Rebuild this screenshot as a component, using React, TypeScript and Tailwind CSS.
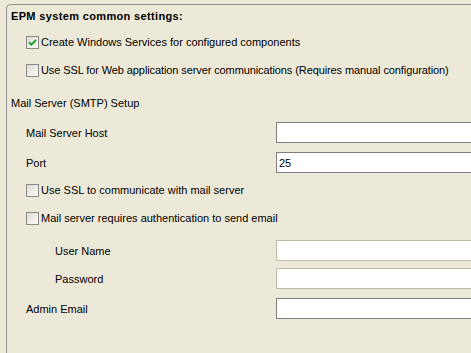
const font = "font-['Tahoma','Liberation_Sans','DejaVu_Sans',sans-serif] text-[11px] text-black";

function CheckBox({ checked = false }: { checked?: boolean }) {
  return (
    <span className="w-[13px] h-[13px] shrink-0 border border-[#8a8a88] bg-gradient-to-br from-[#dcdcd5] to-[#fbfbf9] flex items-center justify-center">
      {checked && (
        <svg width="9" height="9" viewBox="0 0 9 9">
          <path d="M1 4.2 L3.4 6.6 L8 2" fill="none" stroke="#21a121" strokeWidth="2" />
        </svg>
      )}
    </span>
  );
}

function CheckRow({
  label,
  checked,
  mt,
  tight = false,
}: {
  label: string;
  checked?: boolean;
  mt: string;
  tight?: boolean;
}) {
  return (
    <div className={`h-[21px] flex items-center gap-[2px] pl-[19px] ${mt}`}>
      <CheckBox checked={checked} />
      <span className={`whitespace-nowrap ${tight ? "tracking-[-0.1px]" : ""}`}>{label}</span>
    </div>
  );
}

function FieldRow({
  label,
  value = "",
  disabled = false,
  indent = "pl-[19px]",
  mt,
}: {
  label: string;
  value?: string;
  disabled?: boolean;
  indent?: string;
  mt: string;
}) {
  return (
    <div className={`h-[21px] flex items-center ${mt}`}>
      <div className={`w-[269px] shrink-0 pt-[1px] ${indent}`}>{label}</div>
      <div
        className={`h-[21px] flex-1 bg-white border flex items-center px-[2px] pt-[1px] ${
          disabled ? "border-[#bdbaa6]" : "border-[#7f7f7f]"
        }`}
      >
        {value}
      </div>
    </div>
  );
}

export default function App() {
  return (
    <div className={`w-[471px] h-[353px] bg-[#ece9d8] overflow-hidden pt-[4px] pl-[6px] ${font}`}>
      <div className="w-[520px] h-[400px] border-t border-l border-[#8e8f8f] rounded-tl-[5px] flex flex-col">
        <div className="h-[21px] mt-[1px] pl-[4px] flex items-center font-bold tracking-[0.35px]">
          EPM system common settings:
        </div>
        <CheckRow mt="mt-[5px]" checked label="Create Windows Services for configured components" />
        <CheckRow
          mt="mt-[7px]"
          tight
          label="Use SSL for Web application server communications (Requires manual configuration)"
        />
        <div className="h-[21px] mt-[12px] pl-[4px] flex items-center">Mail Server (SMTP) Setup</div>
        <FieldRow mt="mt-[8px]" label="Mail Server Host" />
        <FieldRow mt="mt-[9px]" label="Port" value="25" />
        <CheckRow mt="mt-[7px]" label="Use SSL to communicate with mail server" />
        <CheckRow mt="mt-[7px]" label="Mail server requires authentication to send email" />
        <FieldRow mt="mt-[11px]" label="User Name" indent="pl-[48px]" disabled />
        <FieldRow mt="mt-[7px]" label="Password" indent="pl-[48px]" disabled />
        <FieldRow mt="mt-[9px]" label="Admin Email" />
      </div>
    </div>
  );
}
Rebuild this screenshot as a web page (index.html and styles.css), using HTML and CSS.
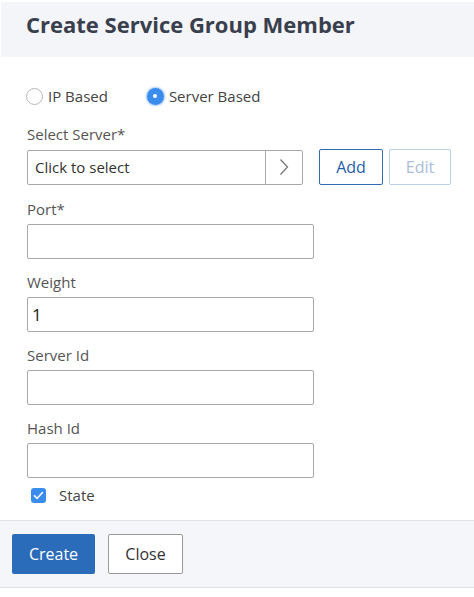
FILE: index.html
```html
<!DOCTYPE html>
<html>
<head>
<meta charset="utf-8">
<link rel="stylesheet" href="styles.css">
</head>
<body>
<div class="dialog">
  <header class="dlg-header">
    <h1 class="dlg-title">Create Service Group Member</h1>
  </header>
  <main class="dlg-body">
    <div class="radio-row">
      <label class="radio"><span class="radio-dot"></span><span class="radio-text">IP Based</span></label>
      <label class="radio checked"><span class="radio-dot"></span><span class="radio-text">Server Based</span></label>
    </div>
    <div class="field field-select">
      <div class="label">Select Server*</div>
      <div class="select-row">
        <div class="picker">
          <span class="picker-text">Click to select</span>
          <span class="picker-btn">
            <svg width="10" height="18" viewBox="0 0 10 18"><path d="M1.5 1.5 L8.5 9 L1.5 16.5" fill="none" stroke="#777" stroke-width="1.3"/></svg>
          </span>
        </div>
        <button class="btn btn-outline">Add</button>
        <button class="btn btn-disabled">Edit</button>
      </div>
    </div>
    <div class="field">
      <div class="label">Port*</div>
      <div class="input"></div>
    </div>
    <div class="field">
      <div class="label">Weight</div>
      <div class="input">1</div>
    </div>
    <div class="field">
      <div class="label">Server Id</div>
      <div class="input"></div>
    </div>
    <div class="field">
      <div class="label">Hash Id</div>
      <div class="input"></div>
    </div>
    <label class="check-row">
      <span class="checkbox">
        <svg width="11" height="9" viewBox="0 0 11 9"><path d="M1.5 4.8 L4.2 7.3 L9.5 1.5" fill="none" stroke="#fff" stroke-width="1.6" stroke-linecap="round" stroke-linejoin="round"/></svg>
      </span>
      <span class="check-text">State</span>
    </label>
  </main>
  <footer class="dlg-footer">
    <button class="btn btn-primary">Create</button>
    <button class="btn btn-default">Close</button>
  </footer>
</div>
</body>
</html>
```

FILE: styles.css
```css
* { box-sizing: border-box; }
html, body { margin: 0; padding: 0; background: #fff; }
body {
  font-family: "Open Sans", "Noto Sans", "Liberation Sans", sans-serif;
  color: #333;
}
.dialog { width: 474px; }

.dlg-header {
  height: 55px;
  margin-top: 2px;
  margin-left: 1px;
  background: #f3f5f8;
  padding: 7px 0 0 25px;
}
.dlg-title {
  margin: 0;
  font-size: 22px;
  line-height: 30px;
  font-weight: 700;
  color: #3a3f4e;
}

.dlg-body { padding: 28px 0 0 27px; }

.radio-row {
  display: flex;
  align-items: center;
  height: 22px;
  margin-bottom: 17px;
}
.radio {
  display: flex;
  align-items: center;
  margin-right: 40px;
}
.radio-dot {
  width: 17px;
  height: 17px;
  border-radius: 50%;
  border: 1px solid #b9b9b9;
  background: #fff;
  margin-right: 5px;
  margin-left: -1px;
}
.radio.checked .radio-dot {
  border: none;
  background: #3b8ded;
  box-shadow: 0 0 2px 1px rgba(80, 150, 240, 0.55);
  position: relative;
}
.radio.checked .radio-dot::after {
  content: "";
  position: absolute;
  left: 6.5px;
  top: 6.5px;
  width: 4px;
  height: 4px;
  border-radius: 50%;
  background: #fff;
}
.radio-text {
  font-size: 15px;
  line-height: 20px;
  color: #444;
}

.field { margin-bottom: 13px; }
.field-select { margin-bottom: 14px; }
.label {
  font-size: 15px;
  line-height: 20px;
  color: #555;
  margin-bottom: 5px;
}
.input {
  width: 287px;
  height: 35px;
  border: 1px solid #a8a8a8;
  border-radius: 2px;
  padding: 0 0 0 4px;
  font-size: 17px;
  line-height: 33px;
  color: #222;
}

.select-row {
  display: flex;
  align-items: center;
}
.picker {
  display: flex;
  width: 276px;
  height: 35px;
  border: 1px solid #a8a8a8;
  border-radius: 2px;
}
.picker-text {
  flex: 1;
  font-size: 15px;
  line-height: 33px;
  padding-left: 7px;
  color: #333;
}
.picker-btn {
  width: 37px;
  border-left: 1px solid #a8a8a8;
  display: flex;
  align-items: center;
  justify-content: center;
}

.btn {
  font-family: inherit;
  font-size: 16px;
  background: #fff;
  border-radius: 2px;
  padding: 0;
  cursor: pointer;
}
.btn-outline {
  margin-left: 16px;
  width: 64px;
  height: 36px;
  border: 1px solid #2f6db3;
  color: #1f5ea8;
}
.btn-disabled {
  margin-left: 6px;
  width: 62px;
  height: 36px;
  border: 1px solid #bccfe6;
  color: #a9bdd6;
}

.check-row {
  display: flex;
  align-items: center;
  height: 20px;
  margin-top: -6px;
  padding-left: 4px;
}
.checkbox {
  width: 15px;
  height: 15px;
  border-radius: 3px;
  background: #3b8ded;
  display: flex;
  align-items: center;
  justify-content: center;
  margin-right: 13px;
}
.check-text {
  font-size: 15px;
  line-height: 20px;
  color: #444;
}

.dlg-footer {
  margin-top: 15px;
  height: 68px;
  background: #f4f6f9;
  border-top: 1px solid #dfe3e8;
  border-bottom: 1px solid #dfe3e8;
  display: flex;
  align-items: center;
  padding-left: 12px;
  gap: 13px;
}
.btn-primary {
  width: 83px;
  height: 40px;
  border: none;
  background: #2a6cb9;
  color: #fff;
}
.btn-default {
  width: 75px;
  height: 40px;
  border: 1px solid #9a9a9a;
  color: #333;
}
```
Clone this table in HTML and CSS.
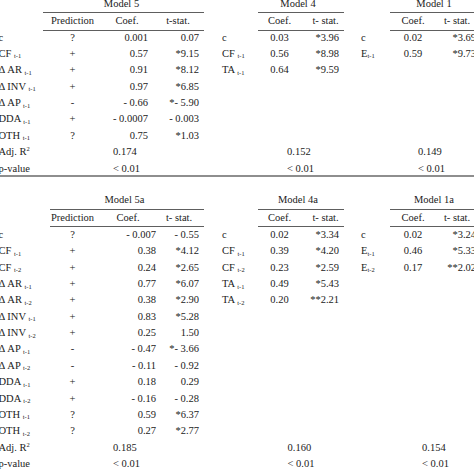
FILE: index.html
```html
<!DOCTYPE html>
<html>
<head>
<meta charset="utf-8">
<link rel="stylesheet" href="styles.css">
</head>
<body>
<div class="page">
  <div class="tbl tbl-top">
    <div class="row title">
      <div></div><div class="span3 line ttl t5">Model 5</div><div></div>
      <div></div><div class="span2 line ttl t4">Model 4</div><div></div>
      <div></div><div class="span2 line ttl t1">Model 1</div>
    </div>
    <div class="row head">
      <div></div><div class="line ctr">Prediction</div><div class="line ctr">Coef.</div><div class="line ctr">t-stat.</div><div></div>
      <div></div><div class="line ctr">Coef.</div><div class="line ctr hg">t- stat.</div><div></div>
      <div></div><div class="line ctr">Coef.</div><div class="line ctr">t- stat.</div>
    </div>
    <div class="row">
      <div class="lab">c</div><div class="ctr">?</div><div class="rc">0.001</div><div class="rt">0.07</div><div></div>
      <div>c</div><div class="ctr">0.03</div><div class="rt">*3.96</div><div></div>
      <div>c</div><div class="ctr">0.02</div><div class="rj">*3.69</div>
    </div>
    <div class="row">
      <div class="lab">CF <span class="sub">t-1</span></div><div class="ctr">+</div><div class="rc">0.57</div><div class="rt">*9.15</div><div></div>
      <div>CF <span class="sub">t-1</span></div><div class="ctr">0.56</div><div class="rt">*8.98</div><div></div>
      <div>E<span class="sub">t-1</span></div><div class="ctr">0.59</div><div class="rj">*9.73</div>
    </div>
    <div class="row">
      <div class="lab">Δ AR <span class="sub">t-1</span></div><div class="ctr">+</div><div class="rc">0.91</div><div class="rt">*8.12</div><div></div>
      <div>TA <span class="sub">t-1</span></div><div class="ctr">0.64</div><div class="rt">*9.59</div><div></div>
      <div></div><div></div><div></div>
    </div>
    <div class="row">
      <div class="lab">Δ INV <span class="sub">t-1</span></div><div class="ctr">+</div><div class="rc">0.97</div><div class="rt">*6.85</div>
    </div>
    <div class="row">
      <div class="lab">Δ AP <span class="sub">t-1</span></div><div class="ctr">-</div><div class="rc">- 0.66</div><div class="rt">*- 5.90</div>
    </div>
    <div class="row">
      <div class="lab">DDA <span class="sub">t-1</span></div><div class="ctr">+</div><div class="rc">- 0.0007</div><div class="rt">- 0.003</div>
    </div>
    <div class="row">
      <div class="lab">OTH <span class="sub">t-1</span></div><div class="ctr">?</div><div class="rc">0.75</div><div class="rt">*1.03</div>
    </div>
    <div class="row">
      <div class="lab">Adj. R<span class="sup">2</span></div><div></div><div class="span2 s5">0.174</div><div></div>
      <div></div><div class="span2 s4">0.152</div><div></div>
      <div></div><div class="span2 s1">0.149</div>
    </div>
    <div class="row last">
      <div class="lab">p-value</div><div></div><div class="span2 s5">&lt; 0.01</div><div></div>
      <div></div><div class="span2 s4">&lt; 0.01</div><div></div>
      <div></div><div class="span2 s1">&lt; 0.01</div>
    </div>
  </div>

  <div class="tbl tbl-bottom">
    <div class="row title">
      <div></div><div class="span3 line ttl t5b">Model 5a</div><div></div>
      <div></div><div class="span2 line ttl t4">Model 4a</div><div></div>
      <div></div><div class="span2 line ttl t1">Model 1a</div>
    </div>
    <div class="row head">
      <div></div><div class="line ctr pb">Prediction</div><div class="line ctr hc">Coef.</div><div class="line ctr hc">t- stat.</div><div></div>
      <div></div><div class="line ctr">Coef.</div><div class="line ctr hg">t- stat.</div><div></div>
      <div></div><div class="line ctr">Coef.</div><div class="line ctr">t- stat.</div>
    </div>
    <div class="row">
      <div class="lab">c</div><div class="ctr">?</div><div class="rc">- 0.007</div><div class="rt">- 0.55</div><div></div>
      <div>c</div><div class="ctr">0.02</div><div class="rt">*3.34</div><div></div>
      <div>c</div><div class="ctr">0.02</div><div class="rj">*3.24</div>
    </div>
    <div class="row">
      <div class="lab">CF <span class="sub">t-1</span></div><div class="ctr">+</div><div class="rc">0.38</div><div class="rt">*4.12</div><div></div>
      <div>CF <span class="sub">t-1</span></div><div class="ctr">0.39</div><div class="rt">*4.20</div><div></div>
      <div>E<span class="sub">t-1</span></div><div class="ctr">0.46</div><div class="rj">*5.33</div>
    </div>
    <div class="row">
      <div class="lab">CF <span class="sub">t-2</span></div><div class="ctr">+</div><div class="rc">0.24</div><div class="rt">*2.65</div><div></div>
      <div>CF <span class="sub">t-2</span></div><div class="ctr">0.23</div><div class="rt">*2.59</div><div></div>
      <div>E<span class="sub">t-2</span></div><div class="ctr">0.17</div><div class="rj">**2.02</div>
    </div>
    <div class="row">
      <div class="lab">Δ AR <span class="sub">t-1</span></div><div class="ctr">+</div><div class="rc">0.77</div><div class="rt">*6.07</div><div></div>
      <div>TA <span class="sub">t-1</span></div><div class="ctr">0.49</div><div class="rt">*5.43</div>
    </div>
    <div class="row">
      <div class="lab">Δ AR <span class="sub">t-2</span></div><div class="ctr">+</div><div class="rc">0.38</div><div class="rt">*2.90</div><div></div>
      <div>TA <span class="sub">t-2</span></div><div class="ctr">0.20</div><div class="rt">**2.21</div>
    </div>
    <div class="row">
      <div class="lab">Δ INV <span class="sub">t-1</span></div><div class="ctr">+</div><div class="rc">0.83</div><div class="rt">*5.28</div>
    </div>
    <div class="row">
      <div class="lab">Δ INV <span class="sub">t-2</span></div><div class="ctr">+</div><div class="rc">0.25</div><div class="rt">1.50</div>
    </div>
    <div class="row">
      <div class="lab">Δ AP <span class="sub">t-1</span></div><div class="ctr">-</div><div class="rc">- 0.47</div><div class="rt">*- 3.66</div>
    </div>
    <div class="row">
      <div class="lab">Δ AP <span class="sub">t-2</span></div><div class="ctr">-</div><div class="rc">- 0.11</div><div class="rt">- 0.92</div>
    </div>
    <div class="row">
      <div class="lab">DDA <span class="sub">t-1</span></div><div class="ctr">+</div><div class="rc">0.18</div><div class="rt">0.29</div>
    </div>
    <div class="row">
      <div class="lab">DDA <span class="sub">t-2</span></div><div class="ctr">+</div><div class="rc">- 0.16</div><div class="rt">- 0.28</div>
    </div>
    <div class="row">
      <div class="lab">OTH <span class="sub">t-1</span></div><div class="ctr">?</div><div class="rc">0.59</div><div class="rt">*6.37</div>
    </div>
    <div class="row">
      <div class="lab">OTH <span class="sub">t-2</span></div><div class="ctr">?</div><div class="rc">0.27</div><div class="rt">*2.77</div>
    </div>
    <div class="row">
      <div class="lab">Adj. R<span class="sup">2</span></div><div></div><div class="span2 s5">0.185</div><div></div>
      <div></div><div class="span2 s4b">0.160</div><div></div>
      <div></div><div class="span2 s1b">0.154</div>
    </div>
    <div class="row">
      <div class="lab">p-value</div><div></div><div class="span2 s5">&lt; 0.01</div><div></div>
      <div></div><div class="span2 s4b">&lt; 0.01</div><div></div>
      <div></div><div class="span2 s1b">&lt; 0.01</div>
    </div>
  </div>
</div>
</body>
</html>
```

FILE: styles.css
```css
html, body {
  margin: 0;
  padding: 0;
  background: #ffffff;
}

body {
  color: #222222;
  font-family: "Liberation Serif", "Times New Roman", serif;
  font-size: 10.5px;
}

.page {
  width: 474px;
  height: 470px;
  overflow: hidden;
}

.tbl {
  margin-left: -3px;
  width: 481px;
}

.tbl-top {
  margin-top: -4.3px;
  border-bottom: 2px solid #8e8e8e;
}

.tbl-bottom {
  margin-top: 15.15px;
}

.row {
  display: grid;
  grid-template-columns: 46px 59px 50px 52px 18px 36px 43px 43px 17px 29px 46px 42px;
  height: 16.4px;
  line-height: 16.4px;
  white-space: nowrap;
}

.tbl-bottom .row {
  grid-template-columns: 46px 59px 58px 44px 18px 36px 43px 43px 17px 29px 46px 42px;
  height: 16.36px;
  line-height: 16.36px;
}

.row > div {
  box-sizing: border-box;
}

.tbl .row.title {
  height: 17.5px;
  line-height: 16.4px;
}

.tbl .row.head {
  height: 16.3px;
  line-height: 16.4px;
}

.tbl-bottom .row.head {
  height: 17.4px;
}

.row.last {
  height: 14.3px;
}

.line {
  border-bottom: 1px solid #5e5e5e;
}

.span2 { grid-column: span 2; }
.span3 { grid-column: span 3; }

.ttl { text-align: center; }
.t5 { padding-right: 4px; }
.t5b { margin-left: 7px; padding-right: 5px; }
.t4 { padding-right: 6px; }
.t1 { padding-left: 0; }

.ctr { text-align: center; }
.hg { padding-left: 6px; }
.hc { padding-right: 6px; }
.pb { margin-left: 7px; padding-right: 7px; }

.lab { padding-left: 1.5px; }

.rc { text-align: right; padding-right: 4px; }
.rt { text-align: right; padding-right: 5px; }
.rj { text-align: right; padding-right: 2px; }

.s5 { padding-left: 11px; }
.s4 { padding-left: 29px; }
.s1 { padding-left: 28px; }
.s4b { padding-left: 29.5px; }
.s1b { padding-left: 32px; }

.sub {
  font-size: 6.5px;
  position: relative;
  top: 1.5px;
}

.sup {
  font-size: 6.5px;
  vertical-align: 4px;
  line-height: 0;
}
```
****************
Locate all lines that include the word "this" and copy them out.

Rebuild this screenshot as a component, using React, TypeScript and Tailwind CSS.
Rebuild this screenshot as a web page (index.html and styles.css), using HTML and CSS.
Clone this table in HTML and CSS.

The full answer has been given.